====== MATERIAL PROVIDED

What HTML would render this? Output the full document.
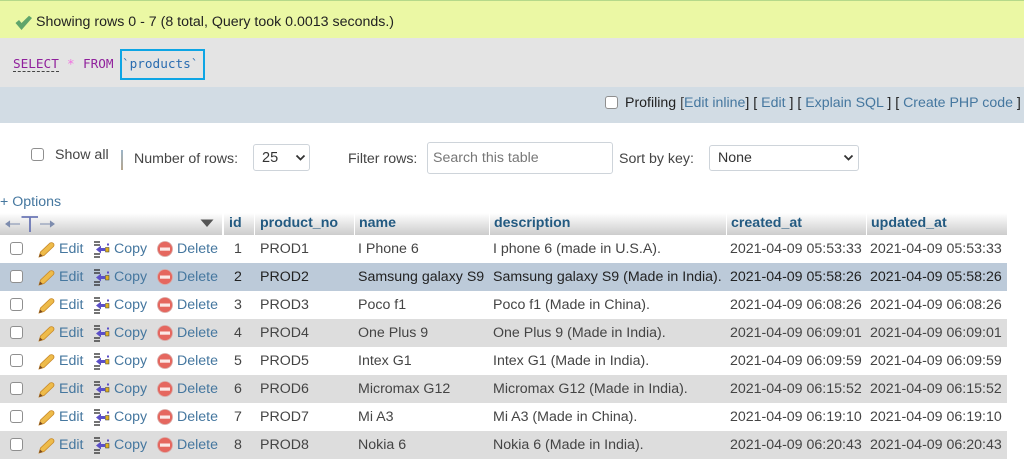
<!DOCTYPE html>
<html><head><meta charset="utf-8">
<style>
html,body{margin:0;padding:0;width:1024px;height:470px;overflow:hidden;background:#fff}
body{position:relative;font-family:"Liberation Sans",sans-serif;font-size:14.2px;color:#444;filter:blur(.35px)}
.a{position:absolute;white-space:nowrap;line-height:18px}
.b{position:absolute}
.l{color:#45779f}
.cb{position:absolute;width:11px;height:11px;border:1.5px solid #8f8f8f;border-radius:3px;background:#fff}
.h{position:absolute;top:213px;height:22px;background:linear-gradient(#fff,#ccc)}
.ht{position:absolute;top:214px;font-weight:bold;color:#235a81;line-height:18px;white-space:nowrap}
.r{position:absolute;left:0;width:1007px;height:28px}
.r .a{top:5px}
.m{font-family:"DejaVu Sans Mono",monospace;font-size:12.7px;line-height:16px}
.sel{position:absolute;background:#fff;border:1px solid #ced4da;border-radius:3px;box-sizing:border-box;color:#333}
svg{position:absolute;overflow:visible}
</style></head><body>
<div class="b" style="left:0;top:0;width:1024px;height:38px;background:#ebf8a4;border-top:1px solid #b5d98a;box-sizing:border-box"></div>
<svg style="left:15px;top:15px" width="17" height="15" viewBox="0 0 17 15"><path d="M0.500 8 L4 5 L6.500 8 L14 0.800 L17 3 L6.500 15 Z" fill="#5fa56b"/></svg>
<div class="a" style="left:36px;top:13px;color:#222;font-size:14.200px">Showing rows 0 - 7 (8 total, Query took 0.0013 seconds.)</div>
<div class="b" style="left:0;top:38px;width:1024px;height:49px;background:#e4e4e4"></div>
<div class="a m" style="left:13px;top:56px;color:#90219c;border-bottom:1px dashed #444;height:15px">SELECT</div>
<div class="a m" style="left:67px;top:56px;color:#f070e0">*</div>
<div class="a m" style="left:83px;top:56px;color:#90219c">FROM</div>
<div class="b" style="left:120px;top:49px;width:85px;height:31px;border:2px solid #0ea5e4;box-sizing:border-box"></div>
<div class="a m" style="left:122px;top:56px;color:#2a6cb0">`products`</div>
<div class="b" style="left:0;top:87px;width:1024px;height:36px;background:#d2dce4"></div>
<div class="cb" style="left:605px;top:96px"></div>
<div class="a" style="left:625px;top:94px;color:#222;font-size:14.160px">Profiling <span style="color:#444">[</span><span class="l">Edit inline</span>] [ <span class="l">Edit</span> ] [ <span class="l">Explain SQL</span> ] [ <span class="l">Create PHP code</span> ]</div>

<div class="cb" style="left:31px;top:148px"></div>
<div class="a" style="left:55px;top:146px">Show all</div>
<div class="b" style="left:121px;top:150px;width:2px;height:20px;background:linear-gradient(#9cb5c8,#b5a58c)"></div>
<div class="a" style="left:134px;top:150px">Number of rows:</div>
<div class="sel" style="left:253px;top:144px;width:57px;height:27px;padding:4px 8px;line-height:18px;font-size:14.500px">25</div>
<svg style="left:295px;top:154px" width="12" height="8"><path d="M1.500 1.500 L5.500 5.500 L9.500 1.500" fill="none" stroke="#333" stroke-width="1.800"/></svg>
<div class="a" style="left:348px;top:150px">Filter rows:</div>
<div class="sel" style="left:427px;top:142px;width:186px;height:32px;padding:5px;line-height:20px;color:#777">Search this table</div>
<div class="a" style="left:619px;top:150px">Sort by key:</div>
<div class="sel" style="left:709px;top:145px;width:150px;height:26px;padding:3px 8px;line-height:18px">None</div>
<svg style="left:843px;top:154px" width="12" height="8"><path d="M1.500 1.500 L5.500 5.500 L9.500 1.500" fill="none" stroke="#333" stroke-width="1.800"/></svg>
<div class="a" style="left:0;top:193px;color:#45779f">+ Options</div>

<div class="h" style="left:0;width:222px"></div>
<div class="h" style="left:224px;width:30px"></div>
<div class="h" style="left:255px;width:99px"></div>
<div class="h" style="left:355px;width:134px"></div>
<div class="h" style="left:490px;width:236px"></div>
<div class="h" style="left:727px;width:139px"></div>
<div class="h" style="left:867px;width:140px"></div>
<svg style="left:0;top:213px" width="60" height="22" viewBox="0 0 60 22"><path d="M6 11 H20 M6 11 L9.500 8.500 V13.500 Z M40 11 H54 M54 11 L50.500 8.500 V13.500 Z" stroke="#7d8cae" stroke-width="1.100" fill="#7d8cae"/><path d="M21.500 4 H38 M30 4 V19" stroke="#6b77b5" stroke-width="1.800" fill="none"/></svg>
<svg style="left:200px;top:219px" width="14" height="9"><path d="M0.500 0.500 H13.500 L7 8 Z" fill="#555"/></svg>
<div class="ht" style="left:229px">id</div>
<div class="ht" style="left:260px">product_no</div>
<div class="ht" style="left:359px">name</div>
<div class="ht" style="left:494px">description</div>
<div class="ht" style="left:731px">created_at</div>
<div class="ht" style="left:871px">updated_at</div>

<svg width="0" height="0" style="position:absolute"><defs>
<g id="p"><path d="M1 16 L2.500 11 L12 2 Q14 1 15.500 2.500 Q16.500 4 15.500 5.500 L6 14.500 Z" fill="#eebb4a" stroke="#c98a2a" stroke-width=".8"/><path d="M1 16 L2 12.500 L4.800 15 Z" fill="#7a4a20"/></g>
<g id="c"><path d="M1 1 H7 M1 4 H7 M1 13 H7 M1 16 H7" stroke="#222" stroke-width="1.300"/><path d="M3 8.500 L8 4.500 V7 H12 V10 H8 V12.500 Z" fill="#5b4fc8"/><rect x="12.500" y="6.500" width="3.500" height="4.500" fill="#e0b020" stroke="#333" stroke-width=".5"/><rect x="14" y="2.500" width="2" height="2" fill="#5b4fc8"/></g>
<g id="d"><circle cx="8" cy="8" r="7.500" fill="#e5675f"/><circle cx="8" cy="8" r="7.500" fill="none" stroke="#d9a9a5" stroke-width=".8"/><rect x="3" y="6.500" width="10" height="3.200" fill="#fbe9e7"/></g>
</defs></svg>

<div class="r" style="top:235px;background:#fff"><div class="cb" style="left:10px;top:7px"></div><svg style="left:38px;top:6px" width="18" height="18"><use href="#p"/></svg><div class="a l" style="left:59px">Edit</div><svg style="left:93px;top:6px" width="18" height="18"><use href="#c"/></svg><div class="a l" style="left:114px">Copy</div><svg style="left:157px;top:6px" width="16" height="16"><use href="#d"/></svg><div class="a l" style="left:177px">Delete</div><div class="a" style="left:234px">1</div><div class="a" style="left:260px">PROD1</div><div class="a" style="left:358px">I Phone 6</div><div class="a" style="left:493px">I phone 6 (made in U.S.A).</div><div class="a" style="left:730px">2021-04-09 05:53:33</div><div class="a" style="left:870px">2021-04-09 05:53:33</div></div>

<div class="r" style="top:263px;background:#bccad9;color:#222"><div class="cb" style="left:10px;top:7px"></div><svg style="left:38px;top:6px" width="18" height="18"><use href="#p"/></svg><div class="a l" style="left:59px">Edit</div><svg style="left:93px;top:6px" width="18" height="18"><use href="#c"/></svg><div class="a l" style="left:114px">Copy</div><svg style="left:157px;top:6px" width="16" height="16"><use href="#d"/></svg><div class="a l" style="left:177px">Delete</div><div class="a" style="left:234px">2</div><div class="a" style="left:260px">PROD2</div><div class="a" style="left:358px">Samsung galaxy S9</div><div class="a" style="left:493px">Samsung galaxy S9 (Made in India).</div><div class="a" style="left:730px">2021-04-09 05:58:26</div><div class="a" style="left:870px">2021-04-09 05:58:26</div></div>

<div class="r" style="top:291px;background:#fff"><div class="cb" style="left:10px;top:7px"></div><svg style="left:38px;top:6px" width="18" height="18"><use href="#p"/></svg><div class="a l" style="left:59px">Edit</div><svg style="left:93px;top:6px" width="18" height="18"><use href="#c"/></svg><div class="a l" style="left:114px">Copy</div><svg style="left:157px;top:6px" width="16" height="16"><use href="#d"/></svg><div class="a l" style="left:177px">Delete</div><div class="a" style="left:234px">3</div><div class="a" style="left:260px">PROD3</div><div class="a" style="left:358px">Poco f1</div><div class="a" style="left:493px">Poco f1 (Made in China).</div><div class="a" style="left:730px">2021-04-09 06:08:26</div><div class="a" style="left:870px">2021-04-09 06:08:26</div></div>

<div class="r" style="top:319px;background:#ddd"><div class="cb" style="left:10px;top:7px"></div><svg style="left:38px;top:6px" width="18" height="18"><use href="#p"/></svg><div class="a l" style="left:59px">Edit</div><svg style="left:93px;top:6px" width="18" height="18"><use href="#c"/></svg><div class="a l" style="left:114px">Copy</div><svg style="left:157px;top:6px" width="16" height="16"><use href="#d"/></svg><div class="a l" style="left:177px">Delete</div><div class="a" style="left:234px">4</div><div class="a" style="left:260px">PROD4</div><div class="a" style="left:358px">One Plus 9</div><div class="a" style="left:493px">One Plus 9 (Made in India).</div><div class="a" style="left:730px">2021-04-09 06:09:01</div><div class="a" style="left:870px">2021-04-09 06:09:01</div></div>

<div class="r" style="top:347px;background:#fff"><div class="cb" style="left:10px;top:7px"></div><svg style="left:38px;top:6px" width="18" height="18"><use href="#p"/></svg><div class="a l" style="left:59px">Edit</div><svg style="left:93px;top:6px" width="18" height="18"><use href="#c"/></svg><div class="a l" style="left:114px">Copy</div><svg style="left:157px;top:6px" width="16" height="16"><use href="#d"/></svg><div class="a l" style="left:177px">Delete</div><div class="a" style="left:234px">5</div><div class="a" style="left:260px">PROD5</div><div class="a" style="left:358px">Intex G1</div><div class="a" style="left:493px">Intex G1 (Made in India).</div><div class="a" style="left:730px">2021-04-09 06:09:59</div><div class="a" style="left:870px">2021-04-09 06:09:59</div></div>

<div class="r" style="top:375px;background:#ddd"><div class="cb" style="left:10px;top:7px"></div><svg style="left:38px;top:6px" width="18" height="18"><use href="#p"/></svg><div class="a l" style="left:59px">Edit</div><svg style="left:93px;top:6px" width="18" height="18"><use href="#c"/></svg><div class="a l" style="left:114px">Copy</div><svg style="left:157px;top:6px" width="16" height="16"><use href="#d"/></svg><div class="a l" style="left:177px">Delete</div><div class="a" style="left:234px">6</div><div class="a" style="left:260px">PROD6</div><div class="a" style="left:358px">Micromax G12</div><div class="a" style="left:493px">Micromax G12 (Made in India).</div><div class="a" style="left:730px">2021-04-09 06:15:52</div><div class="a" style="left:870px">2021-04-09 06:15:52</div></div>

<div class="r" style="top:403px;background:#fff"><div class="cb" style="left:10px;top:7px"></div><svg style="left:38px;top:6px" width="18" height="18"><use href="#p"/></svg><div class="a l" style="left:59px">Edit</div><svg style="left:93px;top:6px" width="18" height="18"><use href="#c"/></svg><div class="a l" style="left:114px">Copy</div><svg style="left:157px;top:6px" width="16" height="16"><use href="#d"/></svg><div class="a l" style="left:177px">Delete</div><div class="a" style="left:234px">7</div><div class="a" style="left:260px">PROD7</div><div class="a" style="left:358px">Mi A3</div><div class="a" style="left:493px">Mi A3 (Made in China).</div><div class="a" style="left:730px">2021-04-09 06:19:10</div><div class="a" style="left:870px">2021-04-09 06:19:10</div></div>

<div class="r" style="top:431px;background:#ddd"><div class="cb" style="left:10px;top:7px"></div><svg style="left:38px;top:6px" width="18" height="18"><use href="#p"/></svg><div class="a l" style="left:59px">Edit</div><svg style="left:93px;top:6px" width="18" height="18"><use href="#c"/></svg><div class="a l" style="left:114px">Copy</div><svg style="left:157px;top:6px" width="16" height="16"><use href="#d"/></svg><div class="a l" style="left:177px">Delete</div><div class="a" style="left:234px">8</div><div class="a" style="left:260px">PROD8</div><div class="a" style="left:358px">Nokia 6</div><div class="a" style="left:493px">Nokia 6 (Made in India).</div><div class="a" style="left:730px">2021-04-09 06:20:43</div><div class="a" style="left:870px">2021-04-09 06:20:43</div></div>
</body></html>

============

▶ EXERCISE
Take every line from the data above that holds "this" and copy it out.

▶ THE RESULT
What HTML would render this? Output the full document.
<div class="sel" style="left:427px;top:142px;width:186px;height:32px;padding:5px;line-height:20px;color:#777">Search this table</div>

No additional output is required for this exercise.